* _INFORMATION SHOWN_:
※ ※ ※

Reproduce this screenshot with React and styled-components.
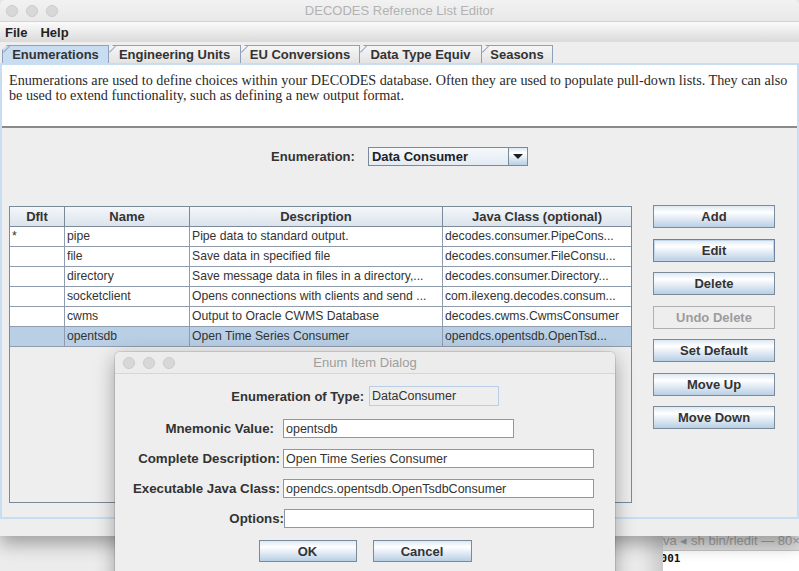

※ ※ ※

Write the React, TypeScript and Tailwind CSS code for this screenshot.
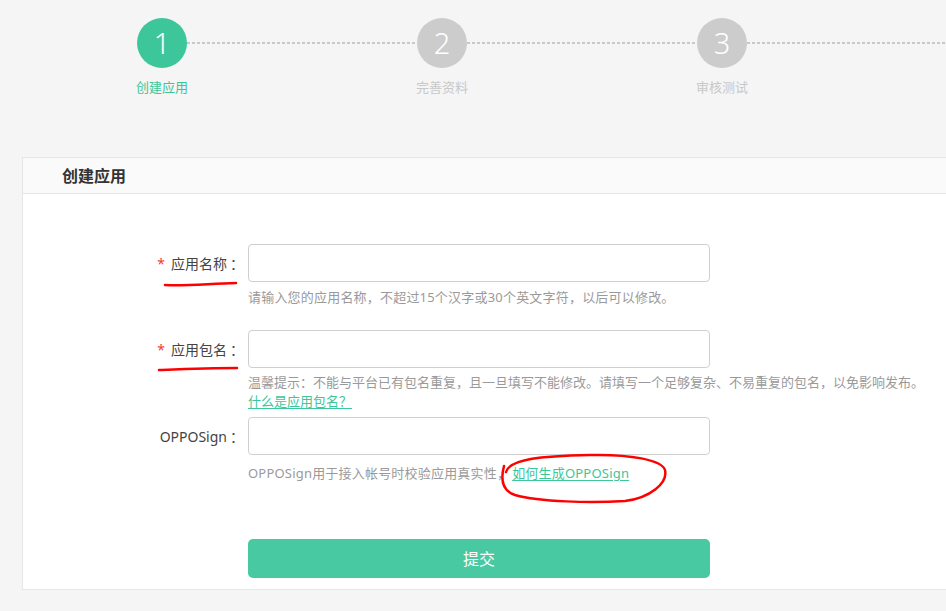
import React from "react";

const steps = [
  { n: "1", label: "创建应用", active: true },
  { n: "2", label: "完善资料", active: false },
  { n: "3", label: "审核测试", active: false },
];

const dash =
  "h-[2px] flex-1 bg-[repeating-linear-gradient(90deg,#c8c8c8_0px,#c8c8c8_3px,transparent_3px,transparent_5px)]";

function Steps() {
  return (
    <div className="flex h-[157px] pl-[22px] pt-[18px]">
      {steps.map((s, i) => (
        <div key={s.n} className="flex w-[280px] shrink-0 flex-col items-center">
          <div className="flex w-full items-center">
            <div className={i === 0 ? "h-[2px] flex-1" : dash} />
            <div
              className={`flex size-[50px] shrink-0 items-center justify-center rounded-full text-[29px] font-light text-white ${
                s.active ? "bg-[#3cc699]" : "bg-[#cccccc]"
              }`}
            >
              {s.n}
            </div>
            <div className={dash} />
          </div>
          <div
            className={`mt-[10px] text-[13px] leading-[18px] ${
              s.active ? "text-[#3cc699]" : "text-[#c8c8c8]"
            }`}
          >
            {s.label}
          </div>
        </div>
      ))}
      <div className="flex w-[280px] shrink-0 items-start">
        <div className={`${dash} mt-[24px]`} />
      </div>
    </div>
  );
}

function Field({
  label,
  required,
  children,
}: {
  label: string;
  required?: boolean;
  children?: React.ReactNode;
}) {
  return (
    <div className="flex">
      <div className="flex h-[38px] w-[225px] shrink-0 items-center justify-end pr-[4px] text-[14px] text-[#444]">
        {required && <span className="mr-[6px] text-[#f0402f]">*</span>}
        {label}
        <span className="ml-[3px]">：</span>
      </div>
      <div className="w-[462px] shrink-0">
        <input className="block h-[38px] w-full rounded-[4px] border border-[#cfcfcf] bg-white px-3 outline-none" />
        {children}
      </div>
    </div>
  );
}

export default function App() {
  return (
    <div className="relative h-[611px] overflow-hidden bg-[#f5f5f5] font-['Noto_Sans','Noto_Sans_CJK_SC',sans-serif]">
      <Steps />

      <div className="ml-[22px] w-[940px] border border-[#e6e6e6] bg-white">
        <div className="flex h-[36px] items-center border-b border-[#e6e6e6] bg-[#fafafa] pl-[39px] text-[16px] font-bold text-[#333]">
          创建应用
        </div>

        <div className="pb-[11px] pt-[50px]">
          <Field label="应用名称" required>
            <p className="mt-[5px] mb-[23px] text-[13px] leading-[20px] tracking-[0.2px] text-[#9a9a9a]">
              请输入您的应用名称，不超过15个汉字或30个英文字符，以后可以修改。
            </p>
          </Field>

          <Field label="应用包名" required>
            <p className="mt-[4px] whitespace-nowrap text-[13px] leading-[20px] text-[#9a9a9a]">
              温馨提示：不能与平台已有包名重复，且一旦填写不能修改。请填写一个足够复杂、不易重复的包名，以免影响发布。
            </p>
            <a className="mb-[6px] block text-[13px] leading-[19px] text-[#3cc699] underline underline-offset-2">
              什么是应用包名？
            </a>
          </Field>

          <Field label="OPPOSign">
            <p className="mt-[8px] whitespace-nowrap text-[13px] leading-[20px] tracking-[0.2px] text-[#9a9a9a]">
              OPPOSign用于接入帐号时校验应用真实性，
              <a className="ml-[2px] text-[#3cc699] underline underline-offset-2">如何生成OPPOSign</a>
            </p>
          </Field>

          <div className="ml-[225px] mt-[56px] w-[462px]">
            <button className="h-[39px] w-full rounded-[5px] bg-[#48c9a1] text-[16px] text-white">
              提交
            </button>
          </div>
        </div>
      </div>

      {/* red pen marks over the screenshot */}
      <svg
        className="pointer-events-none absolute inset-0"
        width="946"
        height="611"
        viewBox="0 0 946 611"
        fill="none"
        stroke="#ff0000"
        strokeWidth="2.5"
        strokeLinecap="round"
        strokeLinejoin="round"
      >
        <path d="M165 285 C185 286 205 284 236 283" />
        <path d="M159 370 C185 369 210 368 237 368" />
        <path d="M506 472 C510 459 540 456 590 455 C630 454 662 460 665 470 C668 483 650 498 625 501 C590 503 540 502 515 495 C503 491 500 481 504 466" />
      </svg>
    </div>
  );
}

※ ※ ※

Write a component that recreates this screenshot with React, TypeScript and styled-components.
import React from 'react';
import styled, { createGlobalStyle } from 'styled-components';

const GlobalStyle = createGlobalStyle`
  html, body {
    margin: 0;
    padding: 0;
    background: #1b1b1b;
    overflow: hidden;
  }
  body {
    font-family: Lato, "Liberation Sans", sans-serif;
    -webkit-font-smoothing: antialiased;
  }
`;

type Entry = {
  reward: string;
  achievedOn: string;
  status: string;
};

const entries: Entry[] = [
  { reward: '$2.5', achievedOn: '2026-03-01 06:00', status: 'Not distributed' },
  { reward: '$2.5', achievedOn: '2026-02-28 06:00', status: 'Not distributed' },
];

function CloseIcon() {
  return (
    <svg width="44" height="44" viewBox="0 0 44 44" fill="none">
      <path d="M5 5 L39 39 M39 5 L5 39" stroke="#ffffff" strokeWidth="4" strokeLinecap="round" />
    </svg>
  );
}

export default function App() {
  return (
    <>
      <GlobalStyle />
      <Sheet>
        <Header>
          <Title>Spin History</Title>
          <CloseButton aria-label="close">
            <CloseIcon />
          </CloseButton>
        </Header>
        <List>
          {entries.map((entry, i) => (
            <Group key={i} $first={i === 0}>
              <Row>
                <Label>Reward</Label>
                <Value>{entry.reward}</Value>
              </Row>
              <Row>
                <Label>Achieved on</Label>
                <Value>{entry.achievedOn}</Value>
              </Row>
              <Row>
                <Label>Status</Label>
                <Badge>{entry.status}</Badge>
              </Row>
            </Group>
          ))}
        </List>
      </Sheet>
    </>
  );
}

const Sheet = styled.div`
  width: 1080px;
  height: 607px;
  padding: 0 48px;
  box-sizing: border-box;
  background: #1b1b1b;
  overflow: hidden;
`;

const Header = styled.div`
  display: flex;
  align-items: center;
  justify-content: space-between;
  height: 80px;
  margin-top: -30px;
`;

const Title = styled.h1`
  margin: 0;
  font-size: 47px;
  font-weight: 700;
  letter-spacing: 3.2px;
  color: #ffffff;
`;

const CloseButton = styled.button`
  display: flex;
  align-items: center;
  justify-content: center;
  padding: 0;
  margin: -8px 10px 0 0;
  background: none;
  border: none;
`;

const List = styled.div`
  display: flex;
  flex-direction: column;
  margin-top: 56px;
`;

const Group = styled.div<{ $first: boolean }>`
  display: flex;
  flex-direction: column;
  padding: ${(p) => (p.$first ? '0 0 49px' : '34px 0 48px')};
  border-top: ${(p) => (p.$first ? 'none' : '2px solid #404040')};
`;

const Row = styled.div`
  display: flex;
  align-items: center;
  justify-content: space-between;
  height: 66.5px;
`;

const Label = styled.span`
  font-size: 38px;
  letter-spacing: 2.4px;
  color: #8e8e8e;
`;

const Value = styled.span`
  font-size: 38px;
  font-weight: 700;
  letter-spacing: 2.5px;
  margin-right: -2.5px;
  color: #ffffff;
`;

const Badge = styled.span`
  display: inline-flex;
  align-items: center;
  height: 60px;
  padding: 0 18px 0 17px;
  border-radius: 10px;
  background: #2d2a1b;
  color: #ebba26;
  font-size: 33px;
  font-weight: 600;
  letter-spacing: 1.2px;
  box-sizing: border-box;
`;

※ ※ ※

* _INSTRUCTIONS TO FOLLOW_:
Figure out how many lines of the data above include "with", then give the number and nothing more.

* _ANSWER TO THIS EXERCISE_:
2